The Countable Cave of Language
“Not everything that counts can be counted.”
But some things can. That’s the point here.
LLMs live in a countable cave
Let Σ be the set of tokens used in a language model.
It’s finite. The set of all finite-length sequences over Σ is denoted Σ*.
By basic set theory:
A countable union of finite sets is countable.
Since:
- Σ⁰ is finite (the empty string)
- Σ¹ is finite (all 1-token strings)
- Σ² is finite
- …
- Σ* = ⋃ₙ₌₀^∞ Σⁿ
Then Σ* is countably infinite.
No matter how large your model, how clever your architecture, how long your prompts—
if it operates over a finite vocabulary and generates finite-length strings,
its entire output space is countably infinite.
That’s not a limitation of scale.
It’s a foundational constraint.
Human language might not live in that cave
Do I think human language is uncountably infinite?
Maybe. Maybe not. It’s an open question.
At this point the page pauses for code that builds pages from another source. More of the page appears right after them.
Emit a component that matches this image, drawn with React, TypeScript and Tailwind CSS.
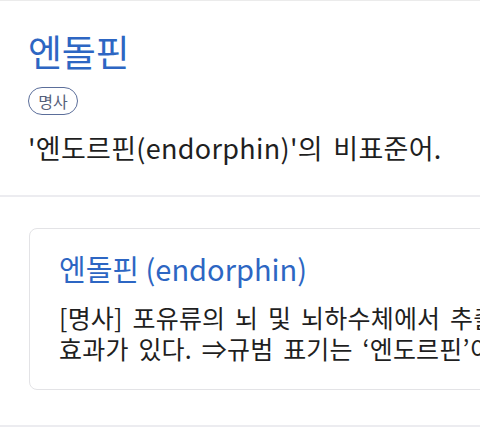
export default function App() {
  const font = { fontFamily: "'Noto Sans CJK KR', 'Noto Sans', sans-serif" };
  return (
    <div className="w-[480px] h-[427px] overflow-hidden bg-white" style={font}>
      {/* ── Headword ─────────────────────────── */}
      <div className="border-t border-[#ebebeb] pl-[28px] pt-[24px] h-[195px]">
        <h1 className="text-[37px] leading-[52px] text-[#2d66c3] tracking-[-0.3px]">엔돌핀</h1>
        <div className="mt-[10px] flex w-[50px] h-[28px] items-center justify-center rounded-full border-[1.5px] border-[#5b6e9a] text-[16px] leading-none text-[#55607a]">
          명사
        </div>
        <p className="mt-[14px] text-[27px] leading-[38px] tracking-[0.3px] [word-spacing:4px] text-[#1f1f1f] whitespace-nowrap">
          '엔도르핀(endorphin)'의 비표준어.
        </p>
      </div>

      {/* ── Related entry ────────────────────── */}
      <div className="border-t-2 border-[#ececf0] pt-[31px] h-[230px]">
        <div className="ml-[29px] w-[700px] h-[162px] rounded-[8px] border border-[#e3e3e6] pl-[29px] pt-[20px]">
          <p className="text-[29px] leading-[38px] text-[#2d66c3] whitespace-nowrap">엔돌핀 (endorphin)</p>
          <p className="mt-[15px] text-[25px] leading-[31px] tracking-[0.2px] [word-spacing:4px] text-[#1f1f1f] whitespace-nowrap">
            [명사] 포유류의 뇌 및 뇌하수체에서 추출되는 모르핀 같은 진통
            <br />
            효과가 있다. ⇒규범 표기는 ‘엔도르핀’이다.
          </p>
        </div>
        <div className="mt-[35px] h-[2px] bg-[#ececf0]" />
      </div>
    </div>
  );
}
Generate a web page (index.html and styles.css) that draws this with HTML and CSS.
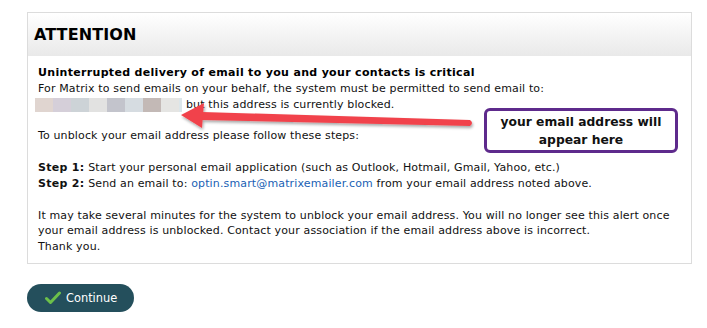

But I do think human expression—over time, across context, culture, ambiguity, and non-tokenised thought—may not be fully captured by a countable formal system.
That’s what this post is about.
The shape of truth claims.
The ontological structure of what LLMs cannot touch.
So what?
You can train on the entire internet and never leave Σ*.
You can hallucinate whole citations and still be inside a countable cave.
I don’t write this to diminish the systems we build.
I write it to remember that truth, expression, and human meaning
might cast shadows too rich for countable spaces.
And we should name that.
LLMs don’t reveal the world.
They render what’s visible from inside the cave.